I haven’t even gotten to the Inuit people! They’re having a ball in their parkas, riding along in a sleigh pulled by a reindeer. They look happy. They are wearing warm outfits, the kind people wore in the arctic before climate change.
Which is what we should all be fussing about. Not the lovely images in this delightful book. If you can’t afford whatever it’s selling for now that it’s out of print, you can find it in this internet archive, or follow along with this charming reading on YouTube. (But as of this writing, the price on Amazon has gone down from the hundreds to about $14.99).
Even so, I can imagine some teachers and some mothers saying, “But what if I read this to an ethnically diverse group of kids, some of whom are Chinese or Indian or Inuit?”

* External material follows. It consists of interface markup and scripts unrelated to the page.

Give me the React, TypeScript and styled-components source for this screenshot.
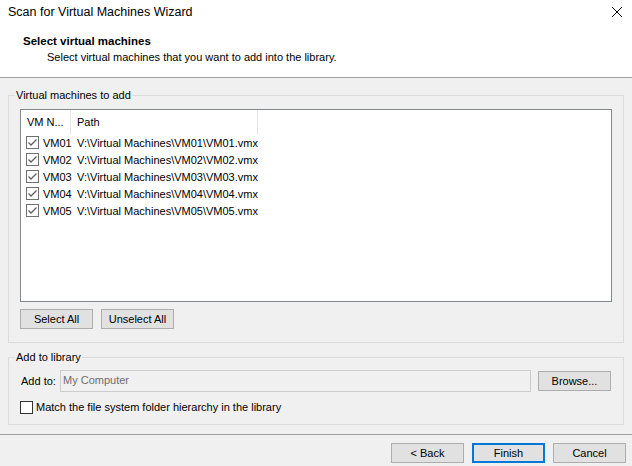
import React from "react";
import styled, { createGlobalStyle } from "styled-components";

const Global = createGlobalStyle`
  html, body { margin: 0; padding: 0; }
  body { background: #f0f0f0; font-family: "Liberation Sans", Arial, sans-serif; font-size: 11px; color: #000; }
  * { box-sizing: border-box; }
`;

const Window = styled.div`
  width: 632px;
  height: 466px;
  display: flex;
  flex-direction: column;
  background: #f0f0f0;
  overflow: hidden;
`;

const TitleBar = styled.div`
  height: 24px;
  display: flex;
  align-items: center;
  justify-content: space-between;
  padding: 0 8px 0 8px;
  background: #fff;
  font-size: 12.5px;
`;

const CloseBtn = styled.div`
  width: 12px;
  height: 12px;
  display: flex;
  margin-right: 1px;
`;

const Header = styled.div`
  background: #fff;
  height: 54px;
  padding: 9px 0 0 23px;
  border-bottom: 1px solid #a0a0a0;
`;

const HeaderTitle = styled.div`
  font-weight: bold;
  font-size: 11.5px;
  line-height: 16px;
`;

const HeaderSub = styled.div`
  line-height: 16px;
  padding-left: 24px;
`;

const Group = styled.fieldset<{ $h: number; $first?: boolean }>`
  margin: ${(p) => (p.$first ? 9 : 6)}px 8px 0 8px;
  padding: 0;
  border: 1px solid #dcdcdc;
  height: ${(p) => p.$h}px;
  min-width: 0;
`;

const Legend = styled.legend`
  margin-left: 6px;
  padding: 0 1px;
  line-height: 16px;
`;

const GroupBody = styled.div<{ $top: number }>`
  padding: ${(p) => p.$top}px 11px 0 11px;
`;

const ListBox = styled.div`
  height: 193px;
  background: #fff;
  border: 1px solid #828790;
`;

const Grid = styled.div`
  display: grid;
  grid-template-columns: 50px 187px;
`;

const HeadCell = styled.div`
  height: 24px;
  line-height: 24px;
  padding-left: 6px;
  border-right: 1px solid #e5e5e5;
  color: #000;
`;

const Cell = styled.div`
  height: 17px;
  display: flex;
  align-items: center;
  padding-left: 6px;
  white-space: nowrap;
`;

const NameCell = styled(Cell)`
  padding-left: 5px;
  gap: 4px;
`;

const Row = styled.div`
  display: flex;
  gap: 8px;
  margin-top: 7px;
`;

const Button = styled.button<{ $default?: boolean }>`
  height: 20px;
  width: 73px;
  padding: 0;
  font: inherit;
  color: #000;
  background: #e1e1e1;
  border: ${(p) => (p.$default ? "2px solid #0078d7" : "1px solid #adadad")};
`;

const AddRow = styled.div`
  display: flex;
  align-items: center;
`;

const Label = styled.span`
  flex: none;
  width: 40px;
  padding-left: 1px;
  white-space: nowrap;
`;

const TextBox = styled.div`
  flex: none;
  width: 471px;
  height: 22px;
  border: 1px solid #cccccc;
  background: #f0f0f0;
  color: #6d6d6d;
  padding: 1px 0 0 2px;
  line-height: 16px;
`;

const BrowseBtn = styled(Button)`
  margin-left: 7px;
`;

const CheckRow = styled.label`
  display: flex;
  align-items: center;
  gap: 3px;
  margin-top: 8px;
  line-height: 14px;
`;

const Footer = styled.div`
  margin-top: 9px;
  border-top: 1px solid #a0a0a0;
  display: flex;
  justify-content: flex-end;
  gap: 8px;
  padding: 8px 6px 0 0;
`;

const Check = ({ checked }: { checked?: boolean }) => (
  <svg width="13" height="13" viewBox="0 0 13 13" style={{ flex: "none" }}>
    <rect x="0.5" y="0.5" width="12" height="12" fill="#fff" stroke={checked ? "#707070" : "#333"} />
    {checked && <path d="M2.5 6.5 L5 9 L10.5 3.5" fill="none" stroke="#606060" strokeWidth="1.3" />}
  </svg>
);

const vms = ["VM01", "VM02", "VM03", "VM04", "VM05"];

export default function App() {
  return (
    <Window>
      <Global />
      <TitleBar>
        <span>Scan for Virtual Machines Wizard</span>
        <CloseBtn>
          <svg width="12" height="12" viewBox="0 0 12 12">
            <path d="M1 1 L11 11 M11 1 L1 11" stroke="#000" strokeWidth="1" />
          </svg>
        </CloseBtn>
      </TitleBar>
      <Header>
        <HeaderTitle>Select virtual machines</HeaderTitle>
        <HeaderSub>Select virtual machines that you want to add into the library.</HeaderSub>
      </Header>
      <Group $h={256} $first>
        <Legend>Virtual machines to add</Legend>
        <GroupBody $top={6}>
          <ListBox>
            <Grid>
              <HeadCell>VM N...</HeadCell>
              <HeadCell>Path</HeadCell>
              {vms.map((v) => (
                <React.Fragment key={v}>
                  <NameCell>
                    <Check checked />
                    {v}
                  </NameCell>
                  <Cell>{`V:\\Virtual Machines\\${v}\\${v}.vmx`}</Cell>
                </React.Fragment>
              ))}
            </Grid>
          </ListBox>
          <Row>
            <Button>Select All</Button>
            <Button>Unselect All</Button>
          </Row>
        </GroupBody>
      </Group>
      <Group $h={76}>
        <Legend>Add to library</Legend>
        <GroupBody $top={5}>
          <AddRow>
            <Label>Add to:</Label>
            <TextBox>My Computer</TextBox>
            <BrowseBtn>Browse...</BrowseBtn>
          </AddRow>
          <CheckRow>
            <Check />
            Match the file system folder hierarchy in the library
          </CheckRow>
        </GroupBody>
      </Group>
      <Footer>
        <Button>&lt; Back</Button>
        <Button $default>Finish</Button>
        <Button>Cancel</Button>
      </Footer>
    </Window>
  );
}
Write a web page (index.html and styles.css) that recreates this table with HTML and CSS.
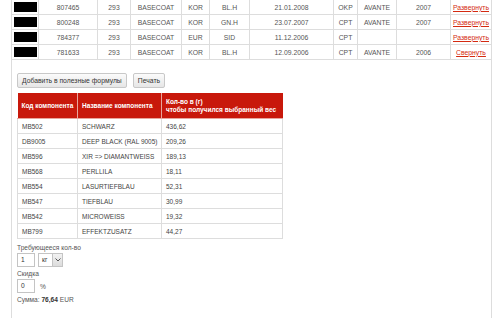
FILE: index.html
```html
<!DOCTYPE html>
<html>
<head>
<meta charset="utf-8">
<link rel="stylesheet" href="styles.css">
</head>
<body>
<div class="page">
  <table class="orders">
    <colgroup>
      <col style="width:27px"><col style="width:59px"><col style="width:33px"><col style="width:51px"><col style="width:28px"><col style="width:40px"><col style="width:84px"><col style="width:24px"><col style="width:39px"><col style="width:54px"><col style="width:41px">
    </colgroup>
    <tr><td><span class="blk"></span></td><td>807465</td><td>293</td><td>BASECOAT</td><td>KOR</td><td>BL.H</td><td>21.01.2008</td><td>OKP</td><td>AVANTE</td><td>2007</td><td><a href="#">Развернуть</a></td></tr>
    <tr><td><span class="blk"></span></td><td>800248</td><td>293</td><td>BASECOAT</td><td>KOR</td><td>GN.H</td><td>23.07.2007</td><td>CPT</td><td>AVANTE</td><td>2007</td><td><a href="#">Развернуть</a></td></tr>
    <tr><td><span class="blk"></span></td><td>784377</td><td>293</td><td>BASECOAT</td><td>EUR</td><td>SID</td><td>11.12.2006</td><td>CPT</td><td></td><td></td><td><a href="#">Развернуть</a></td></tr>
    <tr><td><span class="blk"></span></td><td>781633</td><td>293</td><td>BASECOAT</td><td>KOR</td><td>BL.H</td><td>12.09.2006</td><td>CPT</td><td>AVANTE</td><td>2006</td><td><a href="#">Свернуть</a></td></tr>
  </table>

  <div class="detail">
    <div class="buttons">
      <button class="btn">Добавить в полезные формулы</button>
      <button class="btn">Печать</button>
    </div>

    <table class="formula">
      <colgroup><col style="width:60px"><col style="width:84px"><col style="width:121px"></colgroup>
      <tr class="head"><th>Код компонента</th><th>Название компонента</th><th>Кол-во в (г)<br>чтобы получился выбранный вес</th></tr>
      <tr><td>MB502</td><td>SCHWARZ</td><td>436,62</td></tr>
      <tr><td>DB9005</td><td>DEEP BLACK (RAL 9005)</td><td>209,26</td></tr>
      <tr><td>MB596</td><td>XIR =&gt; DIAMANTWEISS</td><td>189,13</td></tr>
      <tr><td>MB568</td><td>PERLLILA</td><td>18,11</td></tr>
      <tr><td>MB554</td><td>LASURTIEFBLAU</td><td>52,31</td></tr>
      <tr><td>MB547</td><td>TIEFBLAU</td><td>30,99</td></tr>
      <tr><td>MB542</td><td>MICROWEISS</td><td>19,32</td></tr>
      <tr><td>MB799</td><td>EFFEKTZUSATZ</td><td>44,27</td></tr>
    </table>

    <div class="form">
      <div class="label">Требующееся кол-во</div>
      <div class="row">
        <span class="inp">1</span>
        <span class="sel"><span class="selv">кг</span><span class="arrow"><svg width="6" height="4" viewBox="0 0 6 4"><path d="M0.5 0.5 L3 3 L5.5 0.5" fill="none" stroke="#555" stroke-width="1"/></svg></span></span>
      </div>
      <div class="label">Скидка</div>
      <div class="row">
        <span class="inp">0</span>
        <span class="unit">%</span>
      </div>
      <div class="sum">Сумма: <b>76,64</b> EUR</div>
    </div>
  </div>
</div>
</body>
</html>
```
FILE: styles.css
```css
html, body {
  margin: 0;
  padding: 0;
  background: #fff;
  height: 100%;
}
body {
  font-family: "Liberation Sans", Arial, sans-serif;
  font-size: 6.6px;
  color: #444;
}
.page {
  margin-left: 11px;
  width: 479px;
  min-height: 319px;
  border-left: 1px solid #ddd;
  border-right: 1px solid #ddd;
}
.orders {
  border-collapse: collapse;
  table-layout: fixed;
  width: 481px;
  margin-left: -1px;
  margin-top: -1px;
}
.orders td {
  border: 1px solid #ddd;
  height: 14px;
  padding: 0;
  text-align: center;
  color: #555;
  font-size: 6.8px;
  white-space: nowrap;
  overflow: hidden;
}
.orders td:first-child {
  text-align: left;
}
.blk {
  display: block;
  width: 23px;
  height: 10px;
  margin-left: 2px;
  background: #000;
}
.orders a {
  color: #d42a10;
  text-decoration: underline;
}
.detail {
  padding: 13px 0 0 5px;
}
.buttons {
  display: flex;
  gap: 6px;
  margin-bottom: 5px;
}
.btn {
  font-family: "Liberation Sans", Arial, sans-serif;
  font-size: 6.8px;
  color: #333;
  height: 15px;
  padding: 0 4px;
  border: 1px solid #c8c8c8;
  border-radius: 2px;
  background: linear-gradient(#fbfbfb, #e6e6e6);
  line-height: 13px;
}
.formula {
  border-collapse: collapse;
  table-layout: fixed;
  width: 265px;
}
.formula th {
  background: #c8180b;
  color: #fff;
  font-weight: bold;
  text-align: left;
  padding: 0 4px;
  height: 25px;
  line-height: 8px;
  border: 1px solid #e8a59c;
  border-top: none;
  white-space: nowrap;
  font-size: 6.5px;
}
.formula th:first-child { border-left: none; }
.formula th:last-child { border-right: none; }
.formula td {
  border: 1px solid #ddd;
  height: 14px;
  padding: 0 4px;
  color: #444;
  white-space: nowrap;
  font-size: 6.5px;
}
.form {
  padding-top: 4px;
}
.label {
  line-height: 9px;
  color: #555;
}
.row {
  display: flex;
  align-items: center;
  gap: 3px;
  margin: 1px 0 2px;
}
.inp {
  box-sizing: border-box;
  width: 18px;
  height: 14px;
  border: 1px solid #c4c4c4;
  padding-left: 3px;
  line-height: 12px;
  color: #333;
}
.sel {
  box-sizing: border-box;
  display: flex;
  width: 25px;
  height: 14px;
  border: 1px solid #c4c4c4;
}
.selv {
  flex: 1;
  padding-left: 3px;
  line-height: 12px;
  color: #333;
}
.arrow {
  width: 9px;
  background: linear-gradient(#f2f2f2, #dcdcdc);
  border-left: 1px solid #c4c4c4;
  display: flex;
  align-items: center;
  justify-content: center;
}
.unit {
  color: #555;
  margin-left: 2px;
}
.sum {
  color: #555;
  line-height: 10px;
}
.sum b {
  color: #333;
}
```
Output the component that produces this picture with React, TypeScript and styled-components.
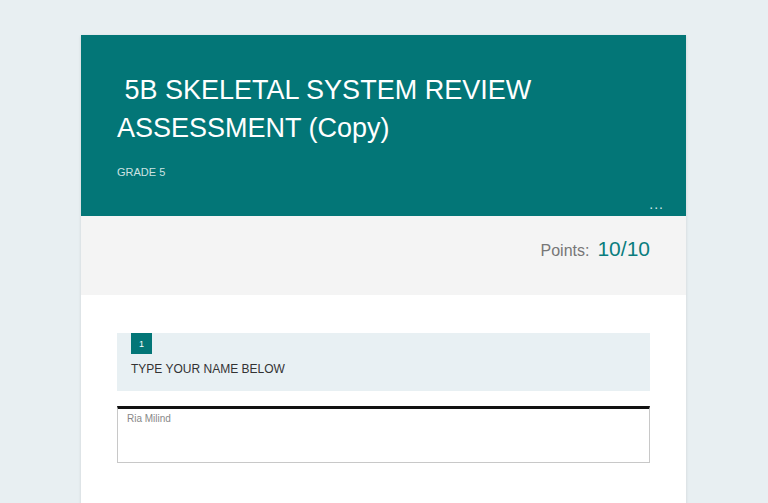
import styled, { createGlobalStyle } from "styled-components";

const GlobalStyle = createGlobalStyle`
  html, body {
    margin: 0;
    padding: 0;
    background: #e8eff2;
    font-family: "Liberation Sans", Arial, sans-serif;
  }
`;

const Page = styled.div`
  min-height: 503px;
  padding-top: 35px;
  box-sizing: border-box;
  overflow: hidden;
`;

const Card = styled.div`
  width: 605px;
  margin-left: 81px;
  background: #ffffff;
  box-shadow: 0 1px 3px rgba(0, 0, 0, 0.12);
  min-height: 480px;
`;

const Header = styled.header`
  position: relative;
  height: 181px;
  background: #037677;
  color: #ffffff;
  padding: 36px 36px 0 36px;
  box-sizing: border-box;
`;

const Title = styled.h1`
  margin: 0;
  font-weight: 400;
  font-size: 27px;
  line-height: 38px;
  white-space: pre-wrap;
  width: 440px;
`;

const Grade = styled.div`
  margin-top: 19px;
  font-size: 11px;
  color: #cde2e2;
`;

const More = styled.span`
  position: absolute;
  right: 22px;
  bottom: 4px;
  font-size: 14px;
  letter-spacing: 1px;
  color: #d6e8e8;
`;

const PointsBar = styled.div`
  height: 79px;
  background: #f4f4f4;
  display: flex;
  justify-content: flex-end;
  align-items: flex-start;
  padding: 21px 36px 0 0;
  box-sizing: border-box;
`;

const PointsLabel = styled.span`
  font-size: 16px;
  color: #777777;
  margin-top: 5px;
  margin-right: 8px;
`;

const PointsValue = styled.span`
  font-size: 21px;
  color: #0a7d7e;
`;

const Body = styled.div`
  padding: 38px 36px 0 36px;
`;

const Question = styled.div`
  background: #e8f0f3;
  height: 58px;
  padding: 0 14px;
  box-sizing: border-box;
`;

const Badge = styled.div`
  width: 21px;
  height: 21px;
  background: #037677;
  color: #ffffff;
  font-size: 9px;
  display: flex;
  align-items: center;
  justify-content: center;
`;

const QuestionText = styled.div`
  margin-top: 8px;
  font-size: 12px;
  color: #333333;
`;

const Answer = styled.div`
  margin-top: 15px;
  height: 57px;
  border: 1px solid #c8c8c8;
  border-top: 3px solid #111111;
  padding: 4px 9px;
  box-sizing: border-box;
  font-size: 10px;
  color: #888888;
`;

export default function App() {
  return (
    <>
      <GlobalStyle />
      <Page>
        <Card>
          <Header>
            <Title>{" 5B SKELETAL SYSTEM REVIEW ASSESSMENT (Copy)"}</Title>
            <Grade>GRADE 5</Grade>
            <More>...</More>
          </Header>
          <PointsBar>
            <PointsLabel>Points:</PointsLabel>
            <PointsValue>10/10</PointsValue>
          </PointsBar>
          <Body>
            <Question>
              <Badge>1</Badge>
              <QuestionText>TYPE YOUR NAME BELOW</QuestionText>
            </Question>
            <Answer>Ria Milind</Answer>
          </Body>
        </Card>
      </Page>
    </>
  );
}
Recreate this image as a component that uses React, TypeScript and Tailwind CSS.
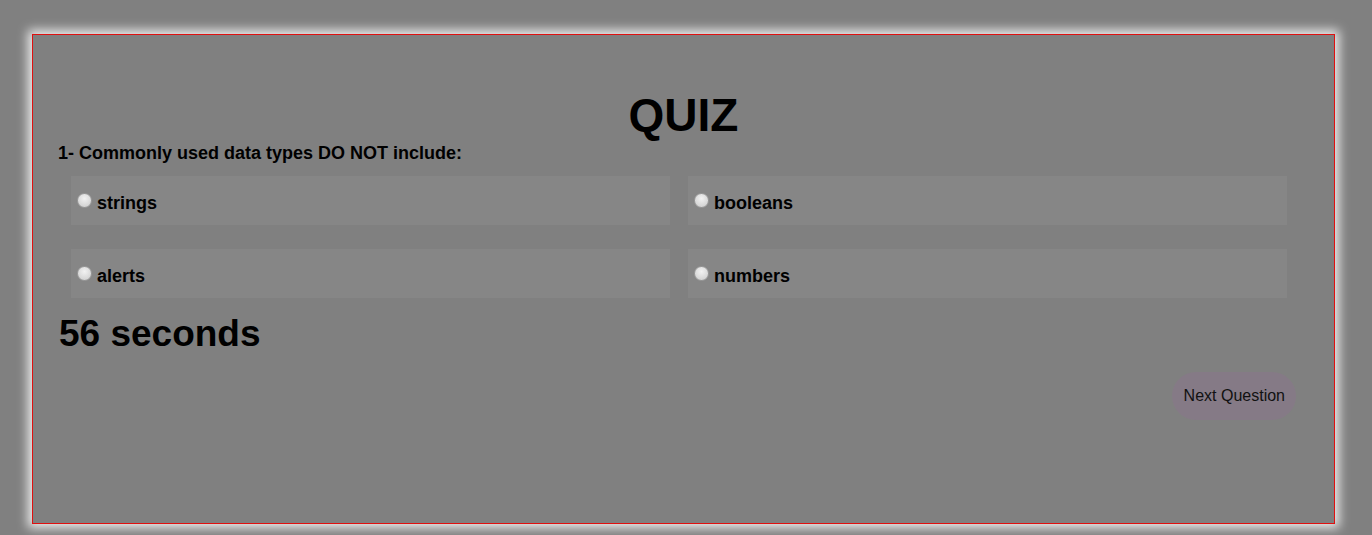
import React from "react";

const font = { fontFamily: '"Liberation Sans", Arial, sans-serif' };

function Option({ label }: { label: string }) {
  return (
    <div className="h-[49px] bg-[#868686] flex items-start pl-[6px]">
      <span className="mt-[17px] w-[15px] h-[15px] rounded-full border border-[#9a9a9a] bg-[radial-gradient(circle_at_50%_35%,#f2f2f2,#d6d6d6_70%,#c4c4c4)] shrink-0" />
      <span className="ml-[5px] mt-[15px] text-[18px] leading-[24px] font-bold text-black">{label}</span>
    </div>
  );
}

export default function App() {
  return (
    <div className="w-full h-[535px] bg-[#808080] pt-[34px] pl-[32px]" style={font}>
      <div className="w-[1303px] h-[490px] border border-[#e01010] shadow-[0_0_10px_4px_rgba(255,255,255,0.85)] pl-[25px]">
        <h1 className="mt-[56px] text-center text-[46px] leading-[48px] font-bold text-black pr-[25px]">QUIZ</h1>
        <p className="mt-[2px] text-[18px] leading-[24px] font-bold text-black">1- Commonly used data types DO NOT include:</p>
        <div className="mt-[11px] ml-[13px] w-[1216px] grid grid-cols-[599px_599px] gap-x-[18px] gap-y-[24px]">
          <Option label="strings" />
          <Option label="booleans" />
          <Option label="alerts" />
          <Option label="numbers" />
        </div>
        <div className="mt-[14px] text-[37px] leading-[44px] font-bold text-black pl-[1px]">56 seconds</div>
        <div className="flex justify-end pr-[38px] mt-[16px]">
          <button className="h-[48px] pl-[12px] pr-[11px] rounded-full bg-[#857a86] text-[16px] text-[#111] font-normal">Next Question</button>
        </div>
      </div>
    </div>
  );
}
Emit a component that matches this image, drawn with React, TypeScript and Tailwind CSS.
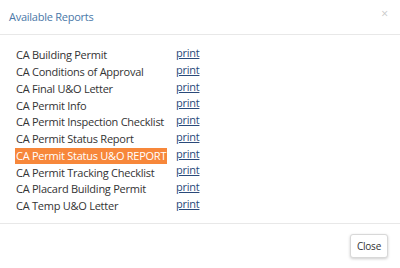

What if you do? Wait to see what the kids say. If you assume they’re going to be disturbed, ask a question or two:
“Did you know that a long time ago—two hundred years ago—there were leaders in India called Rajahs?” (Here’s where you could show them a photo or two, provided above). Or “Did you know that Chinese people came to the United States to work on the railroads at around the same time? They wore the same clothes they’d worn back in China.” Or even, “people living in their neighborhoods were mostly white, and thought the Chinese skin color looked yellow. Are white people white? Or maybe pink? What do you think?”
Before you tell them any depiction of a skin color is racist, wait to see what the children want to know. Make your history lesson an answer to the questions they ask, not the ones you’re sure they ought to know in order to avoid becoming racist. You don’t need to worry that they’re budding racists even if they say something you’d consider racist in an adult. They are children. They’ll adopt your own attitude, which is presumably anything but racist.
Always, wait to see their reactions before diving into commentary. Maybe they will want to know more. But maybe they’ll just want one of those cool conical Guilin hats.
I hope these posts will become a book!